Tonal parsimony in chord-sequence analysis: combining modulation cost and tonal vocabulary
For researchers and practitioners in harmonic analysis and jazz improvisation, this provides a tractable method to reduce unnecessary tonal centers in chord-sequence analysis.
The authors introduce tonal parsimony, a lexicographic objective that minimizes modulations then distinct tonalities, for assigning local tonalities to chord sequences. On 31,032 chord sequences, it reduces tonal vocabulary in 55.8% of cases while preserving transition optimality, and on 1,555 jazz standards improves chord-scale agreement to 95.6%.
We study the assignment of local tonalities to chord sequences, a task useful for harmonic analysis, composition, and jazz-oriented improvisation. Standard dynamic-programming approaches minimize modulations but can introduce unnecessarily many tonal centers. We compare this transition-only objective with pure minimum-vocabulary analysis and with tonal parsimony, which minimizes lexicographically the number of modulations and then the number of distinct tonalities. Although this joint objective is combinatorially hard in general, we give exact algorithms exploiting the fixed 24-tonality major/minor universe.
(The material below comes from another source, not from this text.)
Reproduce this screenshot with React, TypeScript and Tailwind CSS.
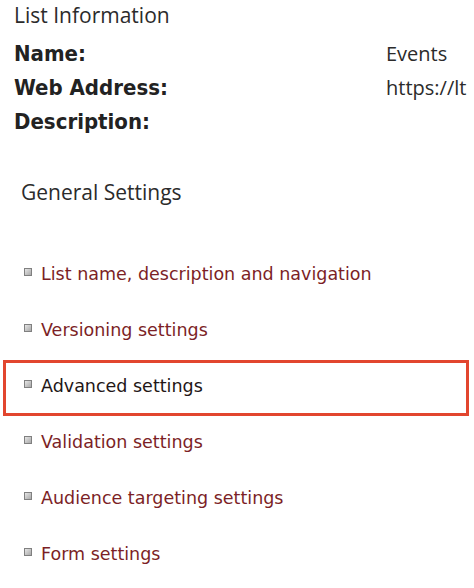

On 31,032 LMD Chords sequences, tonal parsimony preserves the transition optimum while reducing tonal vocabulary in 55.8% of cases. With weighted jazz-substitution closure, it lowers mean tonalities from 3.802 to 3.206 and modulations from 16.728 to 12.141. On 1,555 annotated jazz standards, it improves compatible chord-scale agreement to 95.6%, supporting tractable professional-scale harmonic analysis.